How to weigh the overall review

The licence caveat does not automatically prove that every UK reader is blocked, and the visible restricted-country list checked did not explicitly name the United Kingdom. But the absence of a hard-stop wording is not enough to create a positive legal or availability claim. A responsible review must keep both ideas in view: no unsupported hard-stop statement, and no unsupported UKGC or UK availability promise. This is why the main MrJones Casino UK Review: cautious guide for 2026 uses caveated language rather than aggressive calls to action. It lets readers understand the brand information, but it does not push sign-up claims that the evidence does not support. Do not give every trust signal the same weight. A clear licence record for the exact domain is stronger than a general brand footer.

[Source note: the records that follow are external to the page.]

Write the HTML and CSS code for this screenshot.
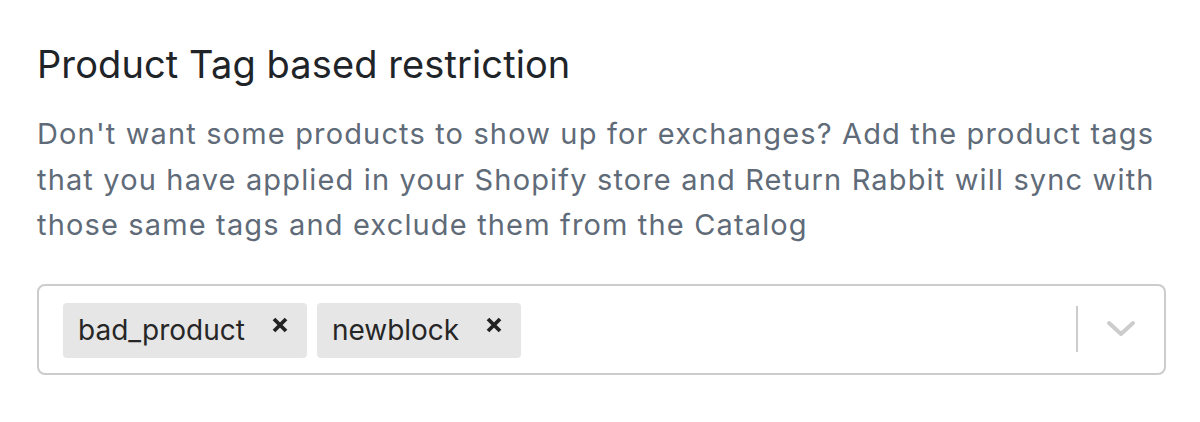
FILE: index.html
```html
<!DOCTYPE html>
<html>
<head>
<meta charset="utf-8">
<link rel="stylesheet" href="styles.css">
</head>
<body>
<div class="section">
  <h2 class="title">Product Tag based restriction</h2>
  <p class="desc">Don't want some products to show up for exchanges? Add the product tags that you have applied in your Shopify store and Return Rabbit will sync with those same tags and exclude them from the Catalog</p>
  <div class="select">
    <div class="values">
      <div class="tag"><span class="tag-label">bad_product</span><span class="tag-remove"><svg width="18" height="18" viewBox="0 0 18 18"><path d="M3 3L15 15M15 3L3 15" stroke="#222" stroke-width="3.8" stroke-linecap="butt"/></svg></span></div>
      <div class="tag"><span class="tag-label">newblock</span><span class="tag-remove"><svg width="18" height="18" viewBox="0 0 18 18"><path d="M3 3L15 15M15 3L3 15" stroke="#222" stroke-width="3.8" stroke-linecap="butt"/></svg></span></div>
    </div>
    <div class="indicators">
      <span class="sep"></span>
      <span class="chevron"><svg width="30" height="18" viewBox="0 0 30 18"><path d="M3 3L15 14L27 3" fill="none" stroke="#cccccc" stroke-width="4" stroke-linecap="round" stroke-linejoin="round"/></svg></span>
    </div>
  </div>
</div>
</body>
</html>
```
FILE: styles.css
```css
html, body {
  margin: 0;
  padding: 0;
  background: #ffffff;
}
body {
  font-family: Inter, "Liberation Sans", sans-serif;
}
.section {
  padding: 40px 20px 0 37px;
}
.title {
  margin: 0;
  font-size: 38px;
  font-weight: 400;
  line-height: 48px;
  letter-spacing: 0.1px;
  color: #1f2429;
}
.desc {
  margin: 23px 0 0 0;
  font-size: 29px;
  line-height: 45.5px;
  letter-spacing: 1.15px;
  color: #5f6b78;
}
.select {
  margin-top: 36px;
  border: 2px solid #cccccc;
  border-radius: 8px;
  height: 91px;
  box-sizing: border-box;
  width: 1129px;
  display: flex;
  align-items: center;
  justify-content: space-between;
}
.values {
  display: flex;
  gap: 10px;
  padding-left: 24px;
  padding-top: 2px;
}
.tag {
  display: flex;
  align-items: center;
  background: #e6e6e6;
  border-radius: 4px;
  height: 55px;
}
.tag-label {
  font-size: 28px;
  color: #262626;
  padding: 0 26px 0 15px;
  line-height: 55px;
}
.tag-remove {
  display: flex;
  align-items: center;
  padding: 0 18px 10px 0;
}
.indicators {
  display: flex;
  align-items: center;
  height: 100%;
}
.sep {
  width: 2px;
  height: 46px;
  background: #cccccc;
}
.chevron {
  display: flex;
  align-items: center;
  padding: 0 28px 0 28px;
}
```
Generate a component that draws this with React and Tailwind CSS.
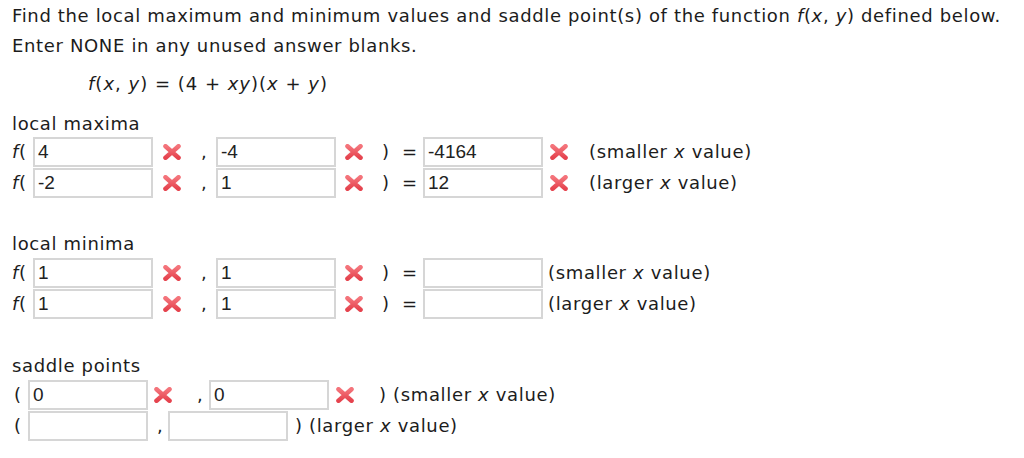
const XMark = () => (
  <svg width="20" height="16" viewBox="0 0 20 16" className="block">
    <defs>
      <linearGradient id="xg" x1="0" y1="0" x2="0" y2="1">
        <stop offset="0" stopColor="#f4747b" />
        <stop offset="1" stopColor="#e5434e" />
      </linearGradient>
    </defs>
    <path d="M3.5 2.3 L16.5 13.7 M16.5 2.3 L3.5 13.7" stroke="url(#xg)" strokeWidth="4.6" strokeLinecap="round" fill="none" />
  </svg>
);

const Box = ({ value, className = '' }) => (
  <input
    type="text"
    readOnly
    value={value}
    className={`w-[120px] h-[30px] border-2 border-[#d6d6d6] bg-white pl-[3px] text-[19px] tracking-normal text-[#222] outline-none ${className}`}
    style={{ fontFamily: '"Liberation Sans", Arial, sans-serif' }}
  />
);

const I = ({ children }) => <span className="italic">{children}</span>;

// one "f( a , b ) = c" row
const FRow = ({ x, y, z, marks, label, labelGap }) => (
  <div className="flex items-center h-[31px]">
    <span className="w-[21px] whitespace-nowrap">
      <I>f</I>(
    </span>
    <Box value={x} />
    <span className="w-[29px] pl-[9px]">{marks && <XMark />}</span>
    <span className="w-[34px] pl-[19px]">,</span>
    <Box value={y} />
    <span className="w-[28px] pl-[8px]">{marks && <XMark />}</span>
    <span className="w-[18px] pl-[18px] whitespace-nowrap">)</span>
    <span className="w-[41px] pl-[20px]">=</span>
    <Box value={z} />
    {z && (
      <span className="pl-[6px]">
        <XMark />
      </span>
    )}
    <span className="whitespace-nowrap" style={{ marginLeft: labelGap }}>
      ({label} <I>x</I> value)
    </span>
  </div>
);

export default function App() {
  return (
    <div
      className="min-h-screen bg-white text-[#1c1c1c] text-[18px] tracking-[0.65px] pl-[12px]"
      style={{ fontFamily: '"DejaVu Sans", Verdana, sans-serif' }}
    >
      <p className="leading-[30px] pt-[1px] whitespace-nowrap">
        Find the local maximum and minimum values and saddle point(s) of the function <I>f</I>(<I>x</I>, <I>y</I>) defined below.
      </p>
      <p className="leading-[30px]">Enter NONE in any unused answer blanks.</p>
      <p className="leading-[30px] mt-[8px] pl-[76px] tracking-[1px]">
        <I>f</I>(<I>x</I>, <I>y</I>) = (4 + <I>xy</I>)(<I>x</I> + <I>y</I>)
      </p>

      <div className="mt-[13px] leading-[24px]">local maxima</div>
      <div className="mt-[0px]">
        <FRow x="4" y="-4" z="-4164" marks label="smaller" labelGap="20px" />
        <FRow x="-2" y="1" z="12" marks label="larger" labelGap="20px" />
      </div>

      <div className="mt-[34px] leading-[24px]">local minima</div>
      <div className="mt-[1px]">
        <FRow x="1" y="1" z="" marks label="smaller" labelGap="5px" />
        <FRow x="1" y="1" z="" marks label="larger" labelGap="5px" />
      </div>

      <div className="mt-[35px] leading-[24px]">saddle points</div>
      <div className="mt-[1px]">
        <div className="flex items-center h-[31px]">
          <span className="w-[16px] pl-[2px]">(</span>
          <Box value="0" />
          <span className="w-[26px] pl-[5px]">
            <XMark />
          </span>
          <span className="w-[35px] pl-[23px]">,</span>
          <Box value="0" />
          <span className="w-[26px] pl-[6px]">
            <XMark />
          </span>
          <span className="pl-[24px] whitespace-nowrap">
            ) (smaller <I>x</I> value)
          </span>
        </div>
        <div className="flex items-center h-[31px]">
          <span className="w-[16px] pl-[2px]">(</span>
          <Box value="" />
          <span className="w-[20px] pl-[9px]">,</span>
          <Box value="" />
          <span className="pl-[7px] whitespace-nowrap">
            ) (larger <I>x</I> value)
          </span>
        </div>
      </div>
    </div>
  );
}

Transparent withdrawal rules are stronger than a marketing claim about fast payments. Consistent complaints across different sources are stronger than one emotional review. Visible responsible-play information is useful, but it does not replace regulation. The safest trust assessment looks for several strong signals pointing in the same direction. MrJones Casino has an attributed Anjouan licence statement, but this research did not verify a UKGC licence for the brand or domain. For UK readers, that is the central trust point. Read official terms, check the UKGC register before relying on any UK licence claim, treat support and payment information as useful but not guaranteed, and avoid gambling if safer-play concerns apply.